The previous week, the government acknowledged that voting rights for Irish passport holders in presidential elections will be on the agenda for the constitutional convention.
While this is a welcome development, it doesn’t go far enough. The diaspora, especially Irish America, has played a crucial role in encouraging the peace process and in bringing jobs to the island of Ireland.
The Irish government has consciously sought to reach out to the global Irish through a number of initiatives and the taoiseach has been in the U.S. several times in recent months seeking to woo business leaders to invest in the state.
The global Irish want to support Ireland. The Irish government should go beyond platitudes and reciprocate the diaspora’s desire to help by connecting it back into Ireland in a practical way through, for example, the extension of presidential voting rights to passport holders.
It is also sensible that any extension of presidential voting rights should extend to citizens living in the North.
After the briefing with the congressional leaders I met Senator Pat Leahy in his office. He reminded us of the engagement with President Clinton which led this columnist getting a visa all those years ago. And later in the White House, Jean Kennedy Smith, who was U.S. Ambassador to Dublin at the time, looking well and in great form, asked after Father Alec Reid.
By chance, Father Alec and I spent an hour walking and singing songs of old Dublin in honor of our national saint the week before so I was able to bring Jean up to date on all these goings-on.

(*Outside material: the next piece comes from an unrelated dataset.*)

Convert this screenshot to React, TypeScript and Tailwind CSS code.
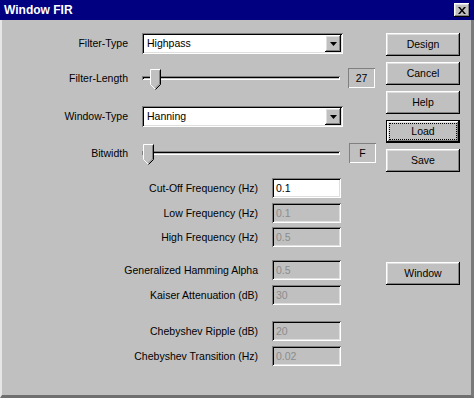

Then, to my great delight, who swept into sight but Oscar winners Terry and Oorlagh George. I saw their film “The Shore” just before it won Oscar fame and I was captivated by it. Since then, I have been encouraging everyone to watch it. “The Shore” is a great story and a beautifully made film. Well done to all involved.
The White House was packed. Taoiseach Enda Kenny and President Obama received a rapturous welcome. As I told Secretary of State Hillary Clinton, the Obama party might not go on as long into the wee hours as it did when she and her husband were the hosts, but it is still mighty craic.
And why not? The man from Moneygall is justifiably proud of his Irish roots. And so he should be.
There is still a lot of work to do for Ireland, and for the Irish people, but it’s good every so often to take stock, to celebrate, and to move on again.
And Saint Patrick’s week is a good week to do this and to remind ourselves and our friends in Irish America of all the good work that has been done in recent years and their role in making that happen.